Pick out the lines below with "components" and list them.

# Information provided
■ ■ ■ ■
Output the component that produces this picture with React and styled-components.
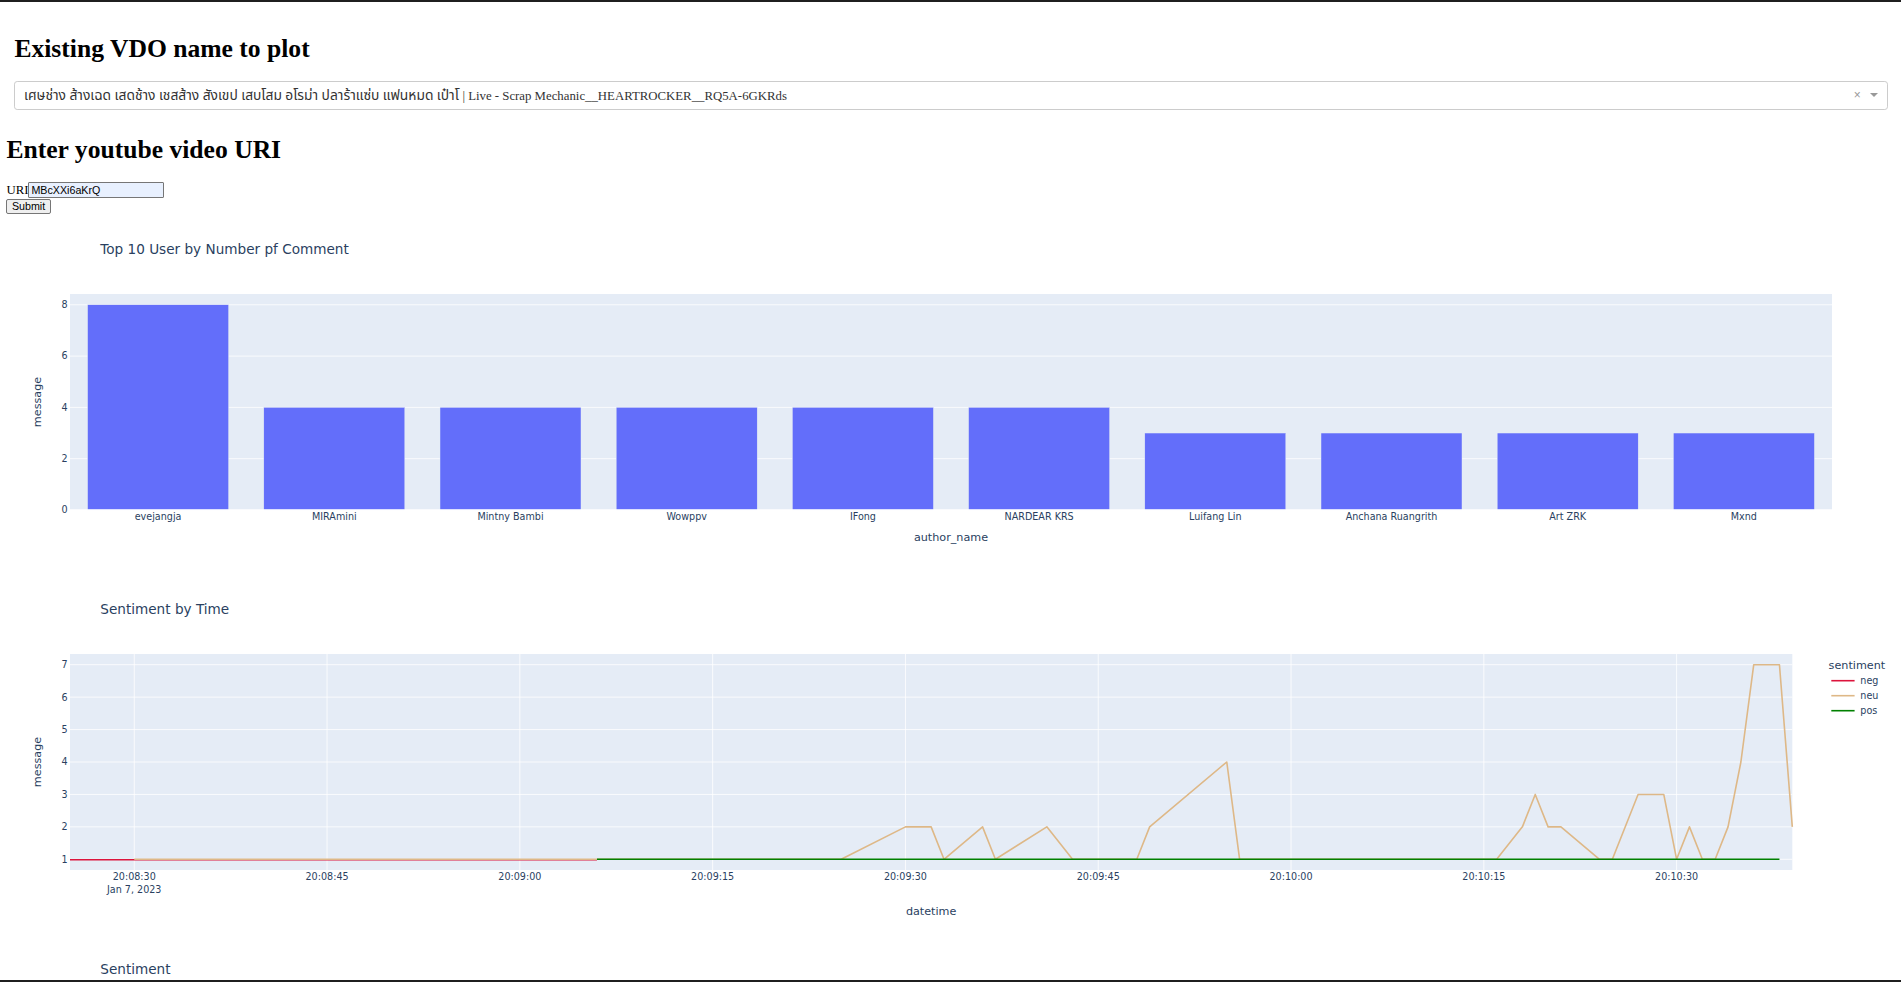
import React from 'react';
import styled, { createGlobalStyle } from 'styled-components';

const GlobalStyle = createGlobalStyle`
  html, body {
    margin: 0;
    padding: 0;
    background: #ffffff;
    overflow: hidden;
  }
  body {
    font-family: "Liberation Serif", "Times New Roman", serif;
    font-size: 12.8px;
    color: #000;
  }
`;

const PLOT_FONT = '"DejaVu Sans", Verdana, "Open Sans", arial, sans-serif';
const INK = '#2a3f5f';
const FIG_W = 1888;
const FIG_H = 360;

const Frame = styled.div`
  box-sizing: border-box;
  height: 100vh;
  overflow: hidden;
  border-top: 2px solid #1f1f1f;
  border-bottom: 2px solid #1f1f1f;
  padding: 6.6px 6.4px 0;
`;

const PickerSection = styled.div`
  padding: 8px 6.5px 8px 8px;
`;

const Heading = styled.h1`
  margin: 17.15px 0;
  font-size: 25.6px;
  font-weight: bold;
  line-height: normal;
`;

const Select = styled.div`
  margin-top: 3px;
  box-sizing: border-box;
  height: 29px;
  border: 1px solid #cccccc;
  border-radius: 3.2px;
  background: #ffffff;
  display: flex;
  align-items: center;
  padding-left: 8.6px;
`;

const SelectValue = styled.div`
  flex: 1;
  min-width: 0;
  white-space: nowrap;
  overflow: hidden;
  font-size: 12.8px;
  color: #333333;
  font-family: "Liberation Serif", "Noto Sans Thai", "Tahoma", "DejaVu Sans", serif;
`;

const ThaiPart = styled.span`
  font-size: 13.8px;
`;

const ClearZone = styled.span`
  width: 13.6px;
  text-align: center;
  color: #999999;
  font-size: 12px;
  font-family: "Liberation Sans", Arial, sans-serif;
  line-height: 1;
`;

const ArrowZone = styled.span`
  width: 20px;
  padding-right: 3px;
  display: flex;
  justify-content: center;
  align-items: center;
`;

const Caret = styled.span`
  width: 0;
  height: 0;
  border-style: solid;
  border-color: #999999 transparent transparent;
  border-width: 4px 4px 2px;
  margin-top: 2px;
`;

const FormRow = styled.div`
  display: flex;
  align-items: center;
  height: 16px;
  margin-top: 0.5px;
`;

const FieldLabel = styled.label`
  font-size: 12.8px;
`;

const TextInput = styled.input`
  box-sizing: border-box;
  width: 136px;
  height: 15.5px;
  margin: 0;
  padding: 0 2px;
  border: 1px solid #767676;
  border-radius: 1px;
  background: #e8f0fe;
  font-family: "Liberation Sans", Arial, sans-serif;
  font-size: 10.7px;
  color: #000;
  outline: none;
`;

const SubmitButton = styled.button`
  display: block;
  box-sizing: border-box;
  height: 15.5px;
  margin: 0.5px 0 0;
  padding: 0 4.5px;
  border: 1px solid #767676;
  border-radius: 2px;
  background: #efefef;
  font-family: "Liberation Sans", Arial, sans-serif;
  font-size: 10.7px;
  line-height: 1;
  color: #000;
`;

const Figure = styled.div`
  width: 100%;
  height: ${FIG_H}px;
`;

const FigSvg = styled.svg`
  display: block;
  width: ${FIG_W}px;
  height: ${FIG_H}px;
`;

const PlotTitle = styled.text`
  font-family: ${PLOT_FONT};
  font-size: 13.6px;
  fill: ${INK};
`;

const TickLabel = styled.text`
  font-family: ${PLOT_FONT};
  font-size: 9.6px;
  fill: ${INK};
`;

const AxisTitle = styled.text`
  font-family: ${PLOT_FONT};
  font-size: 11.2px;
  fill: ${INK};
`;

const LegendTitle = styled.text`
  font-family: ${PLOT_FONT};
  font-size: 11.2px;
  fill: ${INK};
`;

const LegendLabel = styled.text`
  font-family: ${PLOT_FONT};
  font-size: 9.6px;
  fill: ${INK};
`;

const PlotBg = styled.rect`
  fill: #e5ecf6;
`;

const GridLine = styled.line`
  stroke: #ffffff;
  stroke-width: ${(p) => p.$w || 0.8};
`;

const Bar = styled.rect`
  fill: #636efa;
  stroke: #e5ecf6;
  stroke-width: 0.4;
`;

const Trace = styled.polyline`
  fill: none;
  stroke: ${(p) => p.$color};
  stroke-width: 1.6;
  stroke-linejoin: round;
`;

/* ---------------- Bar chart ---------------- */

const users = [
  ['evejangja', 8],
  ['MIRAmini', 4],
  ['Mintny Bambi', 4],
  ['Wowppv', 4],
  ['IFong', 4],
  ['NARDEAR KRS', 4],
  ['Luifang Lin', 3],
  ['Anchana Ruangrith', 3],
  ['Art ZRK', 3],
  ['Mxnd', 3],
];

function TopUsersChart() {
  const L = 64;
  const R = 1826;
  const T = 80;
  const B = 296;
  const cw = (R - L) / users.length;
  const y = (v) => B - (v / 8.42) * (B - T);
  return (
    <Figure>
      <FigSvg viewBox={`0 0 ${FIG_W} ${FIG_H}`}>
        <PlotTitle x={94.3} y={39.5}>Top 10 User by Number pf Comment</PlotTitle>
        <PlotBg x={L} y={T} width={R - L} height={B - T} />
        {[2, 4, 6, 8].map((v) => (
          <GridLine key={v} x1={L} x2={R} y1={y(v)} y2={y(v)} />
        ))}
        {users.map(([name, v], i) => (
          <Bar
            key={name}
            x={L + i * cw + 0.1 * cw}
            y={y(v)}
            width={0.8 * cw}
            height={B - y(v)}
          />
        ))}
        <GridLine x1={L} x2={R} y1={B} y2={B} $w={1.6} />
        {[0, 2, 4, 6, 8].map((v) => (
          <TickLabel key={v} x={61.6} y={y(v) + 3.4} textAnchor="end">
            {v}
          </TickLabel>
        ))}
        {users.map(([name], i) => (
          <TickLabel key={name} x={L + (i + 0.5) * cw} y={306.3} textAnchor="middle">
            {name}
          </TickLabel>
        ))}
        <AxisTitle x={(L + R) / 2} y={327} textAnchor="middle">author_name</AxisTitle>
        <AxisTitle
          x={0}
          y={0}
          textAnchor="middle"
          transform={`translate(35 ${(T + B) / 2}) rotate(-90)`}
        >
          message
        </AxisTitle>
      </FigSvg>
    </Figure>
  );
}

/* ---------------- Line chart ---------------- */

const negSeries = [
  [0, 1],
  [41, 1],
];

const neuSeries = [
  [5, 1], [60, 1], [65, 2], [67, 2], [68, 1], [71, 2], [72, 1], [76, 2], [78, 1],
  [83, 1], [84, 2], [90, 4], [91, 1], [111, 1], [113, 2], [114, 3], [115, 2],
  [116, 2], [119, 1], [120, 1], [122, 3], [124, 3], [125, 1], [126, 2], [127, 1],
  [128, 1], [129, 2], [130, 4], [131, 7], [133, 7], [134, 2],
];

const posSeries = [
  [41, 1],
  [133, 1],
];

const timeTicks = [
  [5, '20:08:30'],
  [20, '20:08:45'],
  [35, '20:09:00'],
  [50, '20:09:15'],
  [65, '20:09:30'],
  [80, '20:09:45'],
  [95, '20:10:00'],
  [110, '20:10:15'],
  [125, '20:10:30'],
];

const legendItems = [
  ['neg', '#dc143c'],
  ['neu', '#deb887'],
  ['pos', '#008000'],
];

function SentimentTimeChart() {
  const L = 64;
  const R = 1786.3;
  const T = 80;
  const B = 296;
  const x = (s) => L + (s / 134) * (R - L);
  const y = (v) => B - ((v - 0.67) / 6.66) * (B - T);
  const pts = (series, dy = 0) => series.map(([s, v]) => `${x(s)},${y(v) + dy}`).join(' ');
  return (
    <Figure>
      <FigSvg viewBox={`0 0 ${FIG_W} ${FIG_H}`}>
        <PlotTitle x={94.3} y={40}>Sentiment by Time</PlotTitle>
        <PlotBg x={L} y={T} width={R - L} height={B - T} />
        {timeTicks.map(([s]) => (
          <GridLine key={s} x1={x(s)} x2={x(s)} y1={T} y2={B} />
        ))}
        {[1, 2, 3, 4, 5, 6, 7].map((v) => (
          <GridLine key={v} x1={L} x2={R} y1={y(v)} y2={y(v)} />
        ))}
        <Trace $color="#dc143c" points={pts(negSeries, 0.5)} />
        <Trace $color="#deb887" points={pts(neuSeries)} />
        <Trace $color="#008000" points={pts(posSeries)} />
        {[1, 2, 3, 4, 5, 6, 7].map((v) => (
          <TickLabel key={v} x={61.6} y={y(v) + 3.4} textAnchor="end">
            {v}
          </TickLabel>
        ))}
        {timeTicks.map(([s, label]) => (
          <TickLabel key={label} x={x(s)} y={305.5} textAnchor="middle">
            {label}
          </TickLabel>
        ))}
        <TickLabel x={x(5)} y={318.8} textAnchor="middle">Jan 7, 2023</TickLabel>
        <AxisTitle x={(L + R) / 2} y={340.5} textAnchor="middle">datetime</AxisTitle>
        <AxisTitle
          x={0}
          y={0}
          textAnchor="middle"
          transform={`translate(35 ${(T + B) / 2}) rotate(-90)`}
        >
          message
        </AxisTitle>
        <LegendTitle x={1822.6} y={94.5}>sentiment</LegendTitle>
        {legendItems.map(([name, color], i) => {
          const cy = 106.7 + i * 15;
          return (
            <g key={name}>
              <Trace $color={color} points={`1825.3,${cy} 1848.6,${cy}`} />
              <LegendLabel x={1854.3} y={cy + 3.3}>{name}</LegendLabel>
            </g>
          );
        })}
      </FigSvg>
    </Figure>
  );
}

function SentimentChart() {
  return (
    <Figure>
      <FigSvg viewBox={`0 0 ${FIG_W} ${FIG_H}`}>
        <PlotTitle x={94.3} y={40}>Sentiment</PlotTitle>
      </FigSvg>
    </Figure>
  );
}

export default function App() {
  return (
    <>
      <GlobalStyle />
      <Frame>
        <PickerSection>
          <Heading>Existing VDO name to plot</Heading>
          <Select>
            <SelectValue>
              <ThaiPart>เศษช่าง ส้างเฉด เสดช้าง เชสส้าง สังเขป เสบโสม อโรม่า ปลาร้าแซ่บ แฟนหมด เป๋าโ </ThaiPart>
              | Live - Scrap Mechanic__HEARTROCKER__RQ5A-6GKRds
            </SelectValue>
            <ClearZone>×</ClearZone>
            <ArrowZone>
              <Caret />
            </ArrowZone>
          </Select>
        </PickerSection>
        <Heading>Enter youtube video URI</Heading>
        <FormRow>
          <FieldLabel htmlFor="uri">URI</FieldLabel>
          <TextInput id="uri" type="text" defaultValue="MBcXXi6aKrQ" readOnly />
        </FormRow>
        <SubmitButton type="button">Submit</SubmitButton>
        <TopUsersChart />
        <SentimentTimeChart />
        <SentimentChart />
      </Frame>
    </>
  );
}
■ ■ ■ ■
# Final result
Output the component that produces this picture with React and styled-components.
import styled, { createGlobalStyle } from 'styled-components';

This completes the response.